Свойственная ему сдержанность, сочетающаяся с рассеянностью и раздражительностью, неожиданно покидает его время от времени, когда он с жаром делает замечания философского характера или проявляет чисто человеческое тепло.
Кириллов — хороший человек. Он может вдруг рассмеяться «самым веселым и ясным смехом», причем лицо его принимает «на мгновение… самое детское выражение и, мне показалось, очень к нему идущее».
Он любит детей, и они отвечают ему взаимностью. Как-то Ставрогин неожиданно входит к нему и застает его играющим с хозяйским малышом, который, видимо, незадолго до этого плакал. «Слезки стояли еще под глазами, но в эту минуту (он. — Р.Г.) тянулся ручонками, хлопал в ладошки и хохотал, как хохочут маленькие дети, с захлипом. Пред ним Кириллов бросал о пол большой резиновый красный мяч; мяч отпрыгивал до потолка, падал опять, ребенок кричал: «Мя, мя!»… Наконец, «мя» закатился под шкаф… Кириллов припал к полу и протянулся, стараясь из-под шкафа достать «мя» рукой».
Кириллов сочувствует чужому несчастью, не проходит мимо людского страдания и охотно помогает чем только может.
Этот человек способен тонко чувствовать, но он наделен к тому же и незаурядной волей к мышлению.

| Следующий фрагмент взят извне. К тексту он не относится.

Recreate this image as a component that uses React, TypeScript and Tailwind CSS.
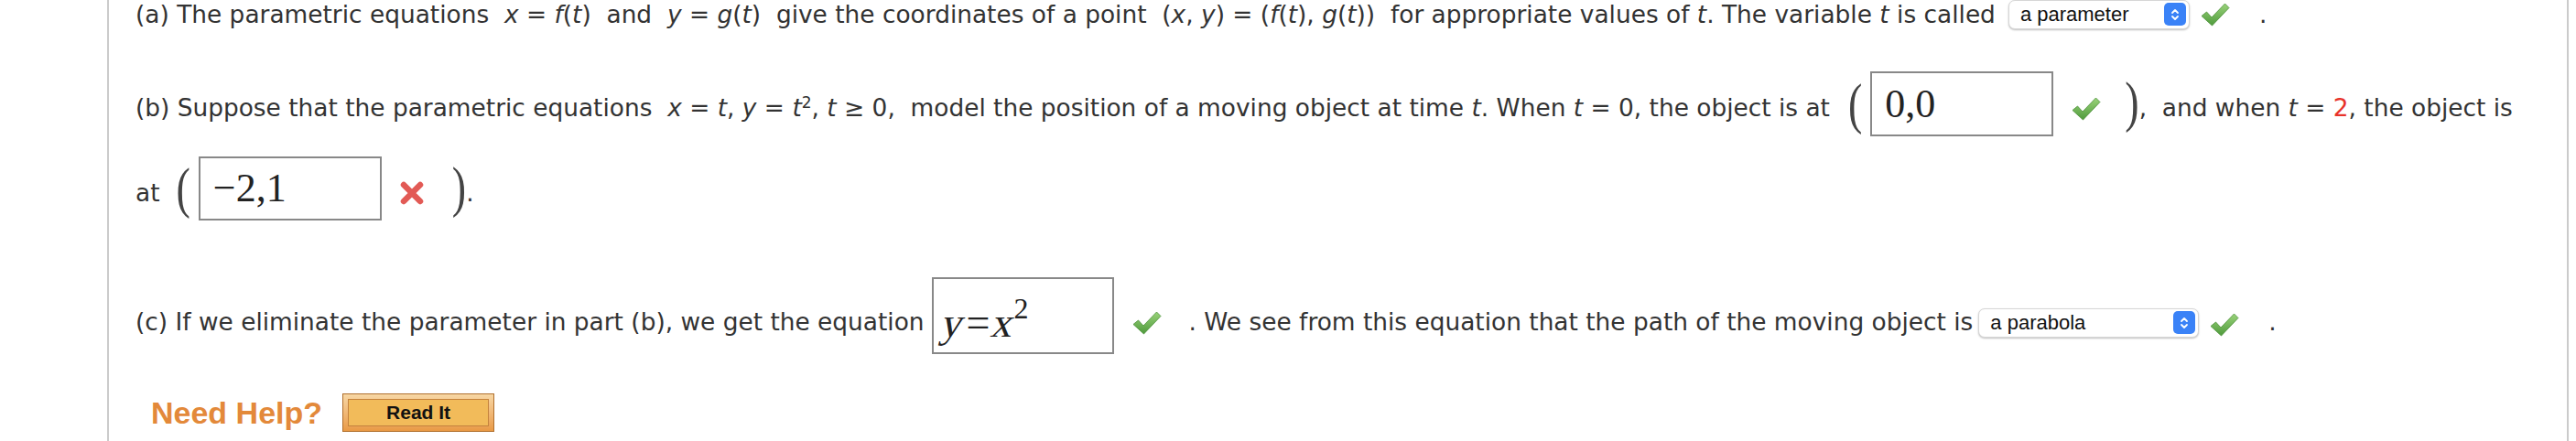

Когда к нему приходит рассказчик, он предлагает ему чаю:
«— Я чай люблю, — сказал он, — ночью; много, хожу и пью; до рассвета…
Вы ложитесь на рассвете?
Всегда; давно. Я мало ем; все чай».
Таким и остается он в памяти читателя — ходящим взад и вперед по комнате, отрешенным от действительности и предающимся нескончаемым размышлениям.
Иногда он внезапно уставляется «своими черными вспыхнувшими глазами» на собеседника. Если разговор утрачивает серьезность, он выказывает раздражение, но потом снова начинает говорить «горячо», хоть и сохраняя спокойствие.
Особенно важно для его характеристики отсутствие чувства юмора.
«… я не люблю бранить и никогда не смеюсь», — говорит он «грустно» и «с улыбкой».
«— Да, невесело вы проводите ваши ночи за чаем…
Вы думаете? — улыбнулся он с некоторым удивлением, — почему же? Нет, я… я не знаю, — смешался он вдруг, — не знаю, как у других, и я так чувствую, что не могу, как всякий. Всякий думает и потом сейчас о другом думает. Я не могу о другом, я всю жизнь об одном».
И та же мысль — в страшном разговоре перед его смертью:
«… Ведь вы знаете, что это только слова.
Я всю жизнь не хотел, чтоб это только слова. Я потому и жил, что все не хотел. Я и теперь каждый день хочу, чтобы не слова».